Requirements:
Omit the pictures, then write out every entry exactly as it reads.

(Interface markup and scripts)
..........

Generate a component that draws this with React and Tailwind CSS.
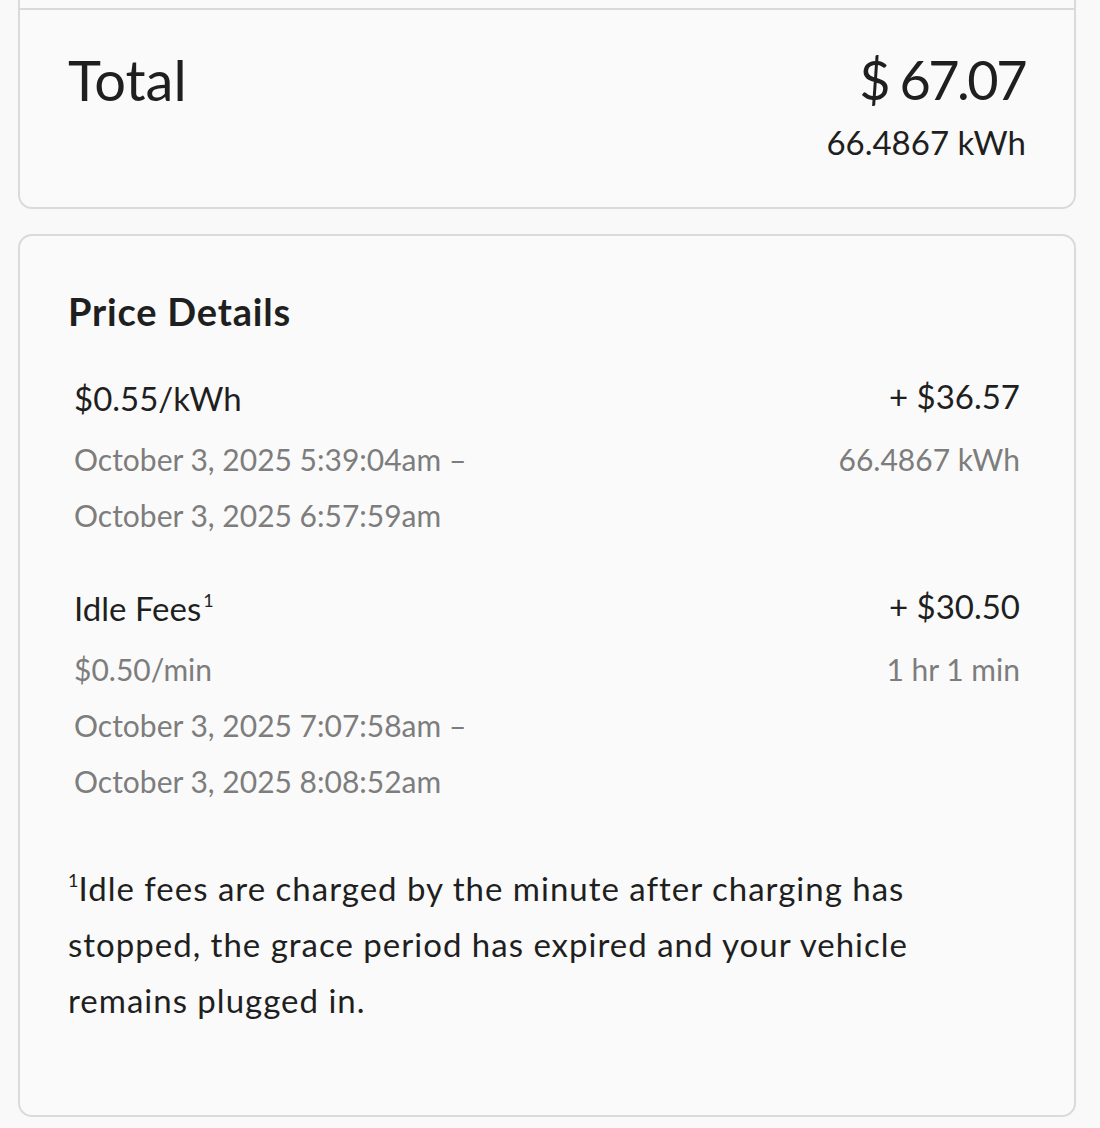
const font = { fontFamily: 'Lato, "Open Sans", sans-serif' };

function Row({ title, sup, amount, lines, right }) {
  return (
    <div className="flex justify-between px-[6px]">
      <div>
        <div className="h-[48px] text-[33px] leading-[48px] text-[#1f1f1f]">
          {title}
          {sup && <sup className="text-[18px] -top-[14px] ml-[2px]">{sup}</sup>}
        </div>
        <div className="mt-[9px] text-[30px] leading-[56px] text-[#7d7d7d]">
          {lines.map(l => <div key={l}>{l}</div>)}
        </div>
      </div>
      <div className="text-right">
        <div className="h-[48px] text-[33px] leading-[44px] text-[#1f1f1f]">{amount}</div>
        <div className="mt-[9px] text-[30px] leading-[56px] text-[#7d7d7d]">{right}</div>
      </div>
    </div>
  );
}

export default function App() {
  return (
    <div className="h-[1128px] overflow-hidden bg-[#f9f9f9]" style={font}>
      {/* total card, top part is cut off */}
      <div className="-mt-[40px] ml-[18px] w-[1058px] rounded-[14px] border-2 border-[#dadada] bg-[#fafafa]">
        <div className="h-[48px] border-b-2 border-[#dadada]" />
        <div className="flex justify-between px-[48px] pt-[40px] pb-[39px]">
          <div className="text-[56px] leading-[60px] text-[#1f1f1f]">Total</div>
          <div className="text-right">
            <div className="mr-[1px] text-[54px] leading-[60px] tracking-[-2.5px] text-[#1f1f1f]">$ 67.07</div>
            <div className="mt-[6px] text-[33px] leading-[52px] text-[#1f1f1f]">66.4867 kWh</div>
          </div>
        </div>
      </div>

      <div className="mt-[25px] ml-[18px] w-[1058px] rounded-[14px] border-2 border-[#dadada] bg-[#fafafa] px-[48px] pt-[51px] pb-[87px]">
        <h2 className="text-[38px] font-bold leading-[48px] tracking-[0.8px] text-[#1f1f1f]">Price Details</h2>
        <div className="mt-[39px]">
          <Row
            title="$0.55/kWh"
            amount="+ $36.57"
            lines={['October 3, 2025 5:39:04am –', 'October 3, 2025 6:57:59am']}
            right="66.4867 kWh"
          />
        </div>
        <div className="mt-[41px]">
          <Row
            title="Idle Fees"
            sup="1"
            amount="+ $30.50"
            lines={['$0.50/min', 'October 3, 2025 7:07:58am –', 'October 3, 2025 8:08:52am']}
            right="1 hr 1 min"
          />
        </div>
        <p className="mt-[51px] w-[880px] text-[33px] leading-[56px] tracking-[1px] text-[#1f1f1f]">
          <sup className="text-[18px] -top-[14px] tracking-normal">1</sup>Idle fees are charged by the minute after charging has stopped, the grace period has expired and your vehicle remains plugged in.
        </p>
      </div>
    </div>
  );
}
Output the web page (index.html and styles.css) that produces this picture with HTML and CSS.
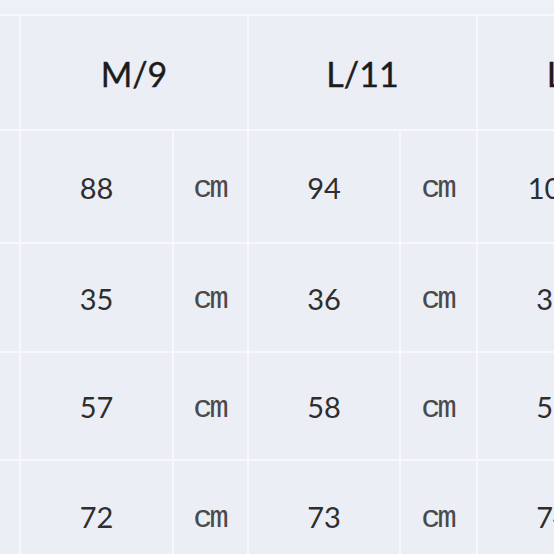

..........

Result for this task:
Generate a component that draws this with React and Tailwind CSS.
const font = { fontFamily: 'Lato, "Open Sans", sans-serif' };

function Row({ title, sup, amount, lines, right }) {
  return (
    <div className="flex justify-between px-[6px]">
      <div>
        <div className="h-[48px] text-[33px] leading-[48px] text-[#1f1f1f]">
          {title}
          {sup && <sup className="text-[18px] -top-[14px] ml-[2px]">{sup}</sup>}
        </div>
        <div className="mt-[9px] text-[30px] leading-[56px] text-[#7d7d7d]">
          {lines.map(l => <div key={l}>{l}</div>)}
        </div>
      </div>
      <div className="text-right">
        <div className="h-[48px] text-[33px] leading-[44px] text-[#1f1f1f]">{amount}</div>
        <div className="mt-[9px] text-[30px] leading-[56px] text-[#7d7d7d]">{right}</div>
      </div>
    </div>
  );
}

export default function App() {
  return (
    <div className="h-[1128px] overflow-hidden bg-[#f9f9f9]" style={font}>
      {/* total card, top part is cut off */}
      <div className="-mt-[40px] ml-[18px] w-[1058px] rounded-[14px] border-2 border-[#dadada] bg-[#fafafa]">
        <div className="h-[48px] border-b-2 border-[#dadada]" />
        <div className="flex justify-between px-[48px] pt-[40px] pb-[39px]">
          <div className="text-[56px] leading-[60px] text-[#1f1f1f]">Total</div>
          <div className="text-right">
            <div className="mr-[1px] text-[54px] leading-[60px] tracking-[-2.5px] text-[#1f1f1f]">$ 67.07</div>
            <div className="mt-[6px] text-[33px] leading-[52px] text-[#1f1f1f]">66.4867 kWh</div>
          </div>
        </div>
      </div>

      <div className="mt-[25px] ml-[18px] w-[1058px] rounded-[14px] border-2 border-[#dadada] bg-[#fafafa] px-[48px] pt-[51px] pb-[87px]">
        <h2 className="text-[38px] font-bold leading-[48px] tracking-[0.8px] text-[#1f1f1f]">Price Details</h2>
        <div className="mt-[39px]">
          <Row
            title="$0.55/kWh"
            amount="+ $36.57"
            lines={['October 3, 2025 5:39:04am –', 'October 3, 2025 6:57:59am']}
            right="66.4867 kWh"
          />
        </div>
        <div className="mt-[41px]">
          <Row
            title="Idle Fees"
            sup="1"
            amount="+ $30.50"
            lines={['$0.50/min', 'October 3, 2025 7:07:58am –', 'October 3, 2025 8:08:52am']}
            right="1 hr 1 min"
          />
        </div>
        <p className="mt-[51px] w-[880px] text-[33px] leading-[56px] tracking-[1px] text-[#1f1f1f]">
          <sup className="text-[18px] -top-[14px] tracking-normal">1</sup>Idle fees are charged by the minute after charging has stopped, the grace period has expired and your vehicle remains plugged in.
        </p>
      </div>
    </div>
  );
}
Output the web page (index.html and styles.css) that produces this picture with HTML and CSS.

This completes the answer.